Understanding what exactly is causing the bug will help us finding a good solution moving forward rather than a workaround that could potentially add another set of issues, hence why I'm asking this. Take your time and please let me know what you'll find!

tsigouris007 commented 1 week ago

Understanding what exactly is causing the bug will help us finding a good solution moving forward rather than a workaround that could potentially add another set of issues, hence why I'm asking this. Take your time and please let me know what you'll find!

It's understandable. I 'll try to get back to this asap.

tsigouris007 commented 1 week ago

Hi @lorenzodb1 , so I found where the problem occurs. In file detect_secrets/filters/heuristic.py there is _get_indirect_reference_regex with a regex of:

return re.compile(r'([^\v=!:]*)\s*(:=?|[!=]{1,3})\s*([\w.-]+[\[\(][^\v]*[\]\)])')
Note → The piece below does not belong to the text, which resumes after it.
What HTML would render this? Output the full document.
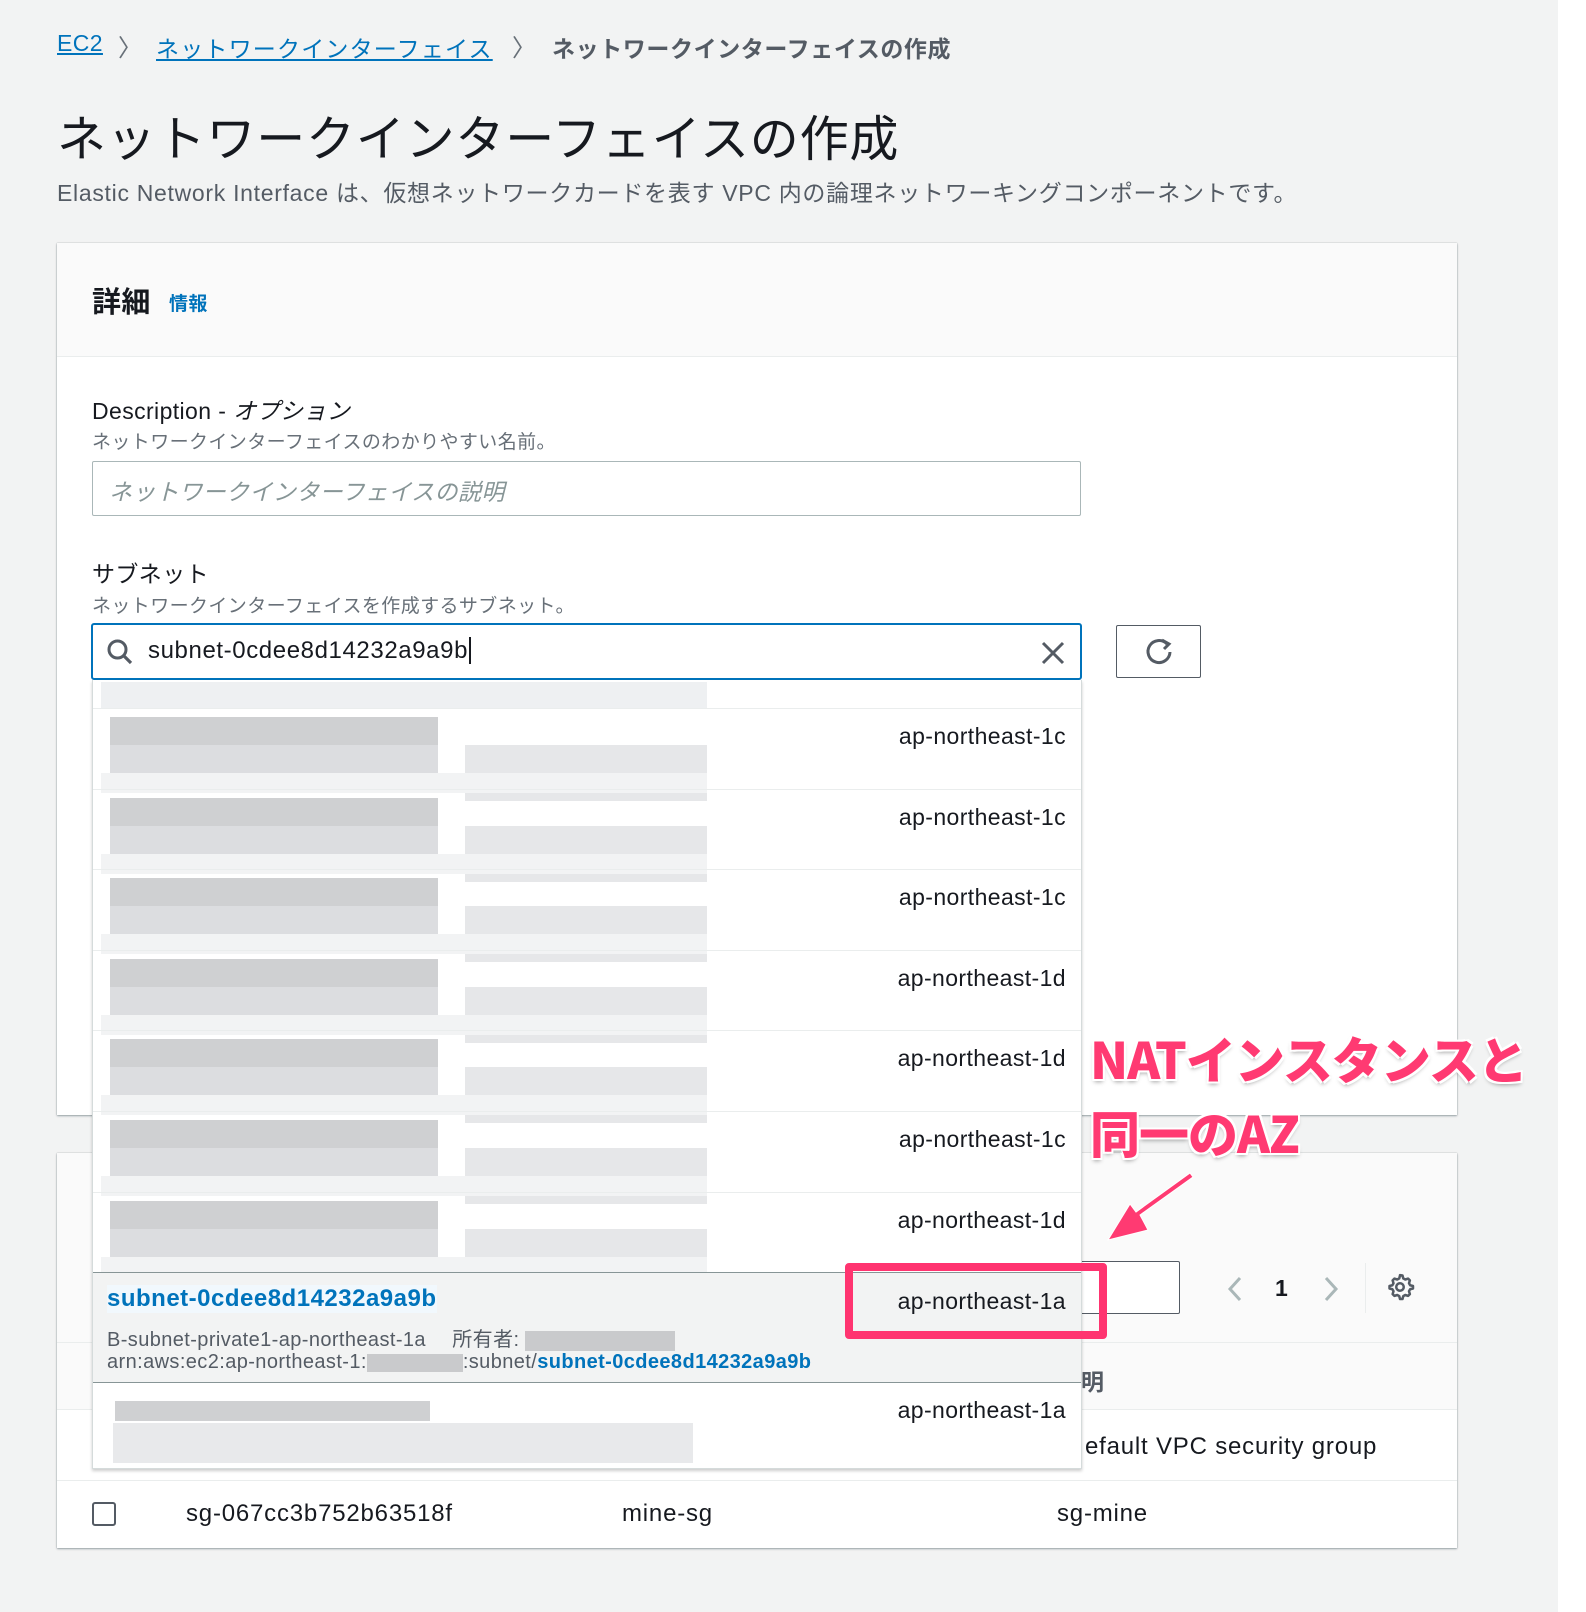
<!DOCTYPE html>
<html><head><meta charset="utf-8"><style>
*{margin:0;padding:0;box-sizing:border-box}
body{width:1586px;height:1612px;background:#fff;font-family:"Liberation Sans","Noto Sans CJK JP",sans-serif;color:#16191f;position:relative;overflow:hidden;letter-spacing:0.4px}
.bg{position:absolute;left:0;top:0;width:1558px;height:1612px;background:#f2f3f3}
.a{position:absolute;white-space:nowrap}
.panel{position:absolute;background:#fff;box-shadow:0 1px 2px rgba(0,28,36,.35),0 0 1px rgba(0,28,36,.3)}
.row{position:absolute;left:0;width:989px;height:81px;border-top:1px solid #eaeded}
.b1{position:absolute;left:17px;width:328px;height:28px;background:#cfd0d2}
.b2{position:absolute;left:17px;width:328px;height:28px;background:#dcdde0}
.b3{position:absolute;left:372px;width:242px;height:56px;background:#e6e7e9}
.b4{position:absolute;left:8px;width:606px;height:20px;background:#f2f3f4}
.az{position:absolute;right:16px;font-size:23px;color:#16191f}
.ann{position:absolute;font-family:"Noto Sans CJK JP",sans-serif;font-weight:900;color:#ff3a72;font-size:50px;text-shadow:2px 2px 0 #fff,-2px -2px 0 #fff,2px -2px 0 #fff,-2px 2px 0 #fff,0 3px 4px rgba(0,0,0,.35);white-space:nowrap;letter-spacing:-1px}
</style></head><body>
<div class="bg"></div>
<div class="a" style="left:57px;top:30px;font-size:23px;color:#0073bb;text-decoration:underline">EC2</div>
<div class="a" style="left:118px;top:28px;font-size:24px;color:#687078">〉</div>
<div class="a" style="left:156px;top:30px;font-size:23px;color:#0073bb;text-decoration:underline;letter-spacing:1.2px">ネットワークインターフェイス</div>
<div class="a" style="left:512px;top:28px;font-size:24px;color:#687078">〉</div>
<div class="a" style="left:552px;top:30px;font-size:23px;color:#545b64;font-weight:bold;letter-spacing:0.6px">ネットワークインターフェイスの作成</div>
<div class="a" style="left:57px;top:100px;font-size:49px;color:#16191f;letter-spacing:0.8px">ネットワークインターフェイスの作成</div>
<div class="a" style="left:57px;top:174px;font-size:23px;color:#545b64;letter-spacing:0.7px">Elastic Network Interface は、仮想ネットワークカードを表す VPC 内の論理ネットワーキングコンポーネントです。</div>

<div class="panel" style="left:57px;top:243px;width:1400px;height:872px">
 <div style="height:114px;background:#fafafa;border-bottom:1px solid #eaeded"></div>
 <div class="a" style="left:35px;top:36px;font-size:29px;font-weight:bold">詳細</div>
 <div class="a" style="left:112px;top:46px;font-size:19px;font-weight:bold;color:#0073bb">情報</div>
 <div class="a" style="left:35px;top:149px;font-size:23px">Description - <i>オプション</i></div>
 <div class="a" style="left:35px;top:184px;font-size:19px;color:#687078">ネットワークインターフェイスのわかりやすい名前。</div>
 <div style="position:absolute;left:35px;top:218px;width:989px;height:55px;border:1px solid #aab7b8;border-radius:2px"></div>
 <div class="a" style="left:52px;top:230px;font-size:23px;color:#879596;font-style:italic">ネットワークインターフェイスの説明</div>
 <div class="a" style="left:35px;top:312px;font-size:23px">サブネット</div>
 <div class="a" style="left:35px;top:348px;font-size:19px;color:#687078">ネットワークインターフェイスを作成するサブネット。</div>
 <div style="position:absolute;left:1059px;top:382px;width:85px;height:53px;border:1px solid #545b64;border-radius:2px"></div>
 <svg style="position:absolute;left:1086px;top:394px" width="32" height="30" viewBox="0 0 32 30"><path d="M24 7 A11 11 0 1 0 27 15" fill="none" stroke="#545b64" stroke-width="3"/><path d="M19 3 L26 7 L21 12" fill="none" stroke="#545b64" stroke-width="3"/></svg>
</div>

<div class="panel" style="left:57px;top:1153px;width:1400px;height:395px">
 <div style="height:190px;background:#fafafa;border-bottom:1px solid #eaeded"></div>
 <div style="position:absolute;top:190px;left:0;width:100%;height:67px;background:#fafafa;border-bottom:1px solid #eaeded"></div>
 <div style="position:absolute;top:327px;left:0;width:100%;border-top:1px solid #eaeded"></div>
 <div style="position:absolute;left:1000px;top:108px;width:123px;height:53px;border:1px solid #545b64;border-radius:2px;background:#fff"></div>
 <svg style="position:absolute;left:1168px;top:122px" width="20" height="28" viewBox="0 0 20 28"><path d="M15 3L5 14L15 25" fill="none" stroke="#aab7b8" stroke-width="3"/></svg>
 <div class="a" style="left:1218px;top:122px;font-size:23px;font-weight:bold">1</div>
 <svg style="position:absolute;left:1264px;top:122px" width="20" height="28" viewBox="0 0 20 28"><path d="M5 3L15 14L5 25" fill="none" stroke="#aab7b8" stroke-width="3"/></svg>
 <div style="position:absolute;left:1308px;top:110px;height:50px;border-left:1px solid #eaeded"></div>
 <svg style="position:absolute;left:1328px;top:119px" width="30" height="30" viewBox="0 0 24 24"><path d="M12 2.5l2 .3.6 2.3 1.6.9 2.3-.7 1.4 1.4-.7 2.3.9 1.6 2.3.6v2l-2.3.6-.9 1.6.7 2.3-1.4 1.4-2.3-.7-1.6.9-.6 2.3h-2l-.6-2.3-1.6-.9-2.3.7-1.4-1.4.7-2.3-.9-1.6-2.3-.6v-2l2.3-.6.9-1.6-.7-2.3 1.4-1.4 2.3.7 1.6-.9.6-2.3z" fill="none" stroke="#545b64" stroke-width="2" stroke-linejoin="round"/><circle cx="12" cy="12" r="3" fill="none" stroke="#545b64" stroke-width="2"/></svg>
 <div class="a" style="left:1024px;top:210px;font-size:23px;font-weight:bold;color:#545b64">明</div>
 <div class="a" style="left:1028px;top:280px;font-size:24px;letter-spacing:0.8px">efault VPC security group</div>
 <div style="position:absolute;left:35px;top:349px;width:24px;height:24px;border:2px solid #545b64;border-radius:3px"></div>
 <div class="a" style="left:129px;top:347px;font-size:24px;letter-spacing:0.8px">sg-067cc3b752b63518f</div>
 <div class="a" style="left:565px;top:347px;font-size:24px;letter-spacing:0.8px">mine-sg</div>
 <div class="a" style="left:1000px;top:347px;font-size:24px;letter-spacing:0.8px">sg-mine</div>
</div>

<!-- search input -->
<div style="position:absolute;left:91px;top:623px;width:991px;height:57px;border:2px solid #0073bb;border-radius:3px;background:#fff"></div>
<svg style="position:absolute;left:106px;top:638px" width="28" height="28" viewBox="0 0 28 28"><circle cx="11.5" cy="11.5" r="8.5" fill="none" stroke="#545b64" stroke-width="3"/><path d="M18 18l7 7" stroke="#545b64" stroke-width="3.2"/></svg>
<div class="a" style="left:148px;top:637px;font-size:24px;letter-spacing:0.6px">subnet-0cdee8d14232a9a9b<span style="border-left:2px solid #16191f;margin-left:1px"></span></div>
<svg style="position:absolute;left:1040px;top:640px" width="26" height="26" viewBox="0 0 26 26"><path d="M3 3L23 23M23 3L3 23" stroke="#545b64" stroke-width="3"/></svg>

<!-- dropdown -->
<div style="position:absolute;left:92px;top:680px;width:990px;height:789px;background:#fff;border:1px solid #d5dbdb;border-top:none;box-shadow:0 2px 3px rgba(0,0,0,.2);overflow:hidden">
 <div class="b4" style="top:2px;width:606px;height:26px;background:#eef0f2"></div>
 <div class="row" style="top:28px"><div class="b1" style="top:8px"></div><div class="b2" style="top:36px"></div><div class="b3" style="top:36px"></div><div class="b4" style="top:64px"></div><div class="az" style="top:14px">ap-northeast-1c</div></div>
 <div class="row" style="top:109px"><div class="b1" style="top:8px"></div><div class="b2" style="top:36px"></div><div class="b3" style="top:36px"></div><div class="b4" style="top:64px"></div><div class="az" style="top:14px">ap-northeast-1c</div></div>
 <div class="row" style="top:189px"><div class="b1" style="top:8px"></div><div class="b2" style="top:36px"></div><div class="b3" style="top:36px"></div><div class="b4" style="top:64px"></div><div class="az" style="top:14px">ap-northeast-1c</div></div>
 <div class="row" style="top:270px"><div class="b1" style="top:8px"></div><div class="b2" style="top:36px"></div><div class="b3" style="top:36px"></div><div class="b4" style="top:64px"></div><div class="az" style="top:14px">ap-northeast-1d</div></div>
 <div class="row" style="top:350px"><div class="b1" style="top:8px"></div><div class="b2" style="top:36px"></div><div class="b3" style="top:36px"></div><div class="b4" style="top:64px"></div><div class="az" style="top:14px">ap-northeast-1d</div></div>
 <div class="row" style="top:431px"><div class="b1" style="top:8px"></div><div class="b2" style="top:36px"></div><div class="b3" style="top:36px"></div><div class="b4" style="top:64px"></div><div class="az" style="top:14px">ap-northeast-1c</div></div>
 <div class="row" style="top:512px"><div class="b1" style="top:8px"></div><div class="b2" style="top:36px"></div><div class="b3" style="top:36px"></div><div class="b4" style="top:64px"></div><div class="az" style="top:14px">ap-northeast-1d</div></div>
 <div class="row" style="top:592px;height:111px;background:#f2f3f3;border:1px solid #879596;left:-1px;width:991px">
  <div class="a" style="left:14px;top:12px;font-size:24px;font-weight:bold;color:#0073bb;background:#f1f8fd;letter-spacing:0.5px">subnet-0cdee8d14232a9a9b</div>
  <div class="a" style="left:14px;top:50px;font-size:20px;color:#545b64">B-subnet-private1-ap-northeast-1a　 所有者: <span style="display:inline-block;width:150px;height:20px;background:#c9cacc;vertical-align:middle"></span></div>
  <div class="a" style="left:14px;top:78px;font-size:20px;color:#545b64">arn:aws:ec2:ap-northeast-1:<span style="display:inline-block;width:96px;height:18px;background:#c9cacc;vertical-align:middle"></span>:subnet/<b style="color:#0073bb">subnet-0cdee8d14232a9a9b</b></div>
  <div class="az" style="top:15px">ap-northeast-1a</div>
 </div>
 <div class="row" style="top:703px;height:86px;border:none"><div class="b1" style="top:18px;left:22px;width:315px;height:20px"></div><div class="b4" style="top:40px;left:20px;height:40px;width:580px;background:#e8e9eb"></div><div class="az" style="top:14px">ap-northeast-1a</div></div>
</div>

<!-- annotations -->
<div style="position:absolute;left:845px;top:1263px;width:262px;height:76px;border:8px solid #ff3470;border-radius:4px"></div>
<div class="ann" style="left:1090px;top:1022px">NATインスタンスと</div>
<div class="ann" style="left:1090px;top:1096px">同一のAZ</div>
<svg style="position:absolute;left:1100px;top:1170px" width="100" height="80" viewBox="0 0 100 80"><path d="M93 7 L40 45 L48 60 L8 70 L30 34 L36 42 L90 3 Z" fill="#ff3a72" stroke="#fff" stroke-width="1"/></svg>
</body></html>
So the choice is to either change this regex a bit or escape earlier the square brackets. The latter could be done as is in my PR or we could do it also in is_indirect_reference function inside the heuristic.py file right before the boolean return as shown:

def is_indirect_reference(line: str) -> bool:
    """
    Filters secrets that take the form of:

        secret = get_secret_key()

    or

        secret = request.headers['apikey']
    """
    # Constrain line length as the heuristic's intention is to target lines that resemble
    # function calls. The constraint avoids catastrophic backtracking failures of the regex.
    if len(line) > 1000:
        return False
    line = line.replace('[', '\[').replace(']', '\]')
    return bool(_get_indirect_reference_regex().search(line))

This produces the correct results.

After playing around with the regex I came up with the following that seems to be working (tested on a huge repo with ~1.2k secrets):

def _get_indirect_reference_regex() -> Pattern:
    # Regex details:
    #   ([^\v=!:]*)     ->  Something before the assignment or comparison
    #   \s*             ->  Some optional whitespaces
    #   (:=?|[!=]{1,3}) ->  Assignment or comparison: :=, =, ==, ===, !=, !==
    #   \s*             ->  Some optional whitespaces
    #   (
    #       [\w.-]+     ->  Some alphanumeric character, dot or -
    #       [\[\(]      ->  Start of indirect reference: [ or (
    #       [^\v]*      ->  Something except line breaks
    #       [\]\)]      ->  End of indirect reference: ] or )
    #   )
    # return re.compile(r'([^\v=!:]*)\s*(:=?|[!=]{1,3})\s*([\w.-]+[\[\(][^\v]*[\]\)])') # Left the old one for reference
    return re.compile(r'([^\v=!:"<%>]*)\s*(:=?|[!=]{1,3})\s*([\w.-]+[\[\(][^\v]*[\]\)])')

How do you want to go through with this? I have no strong opinion.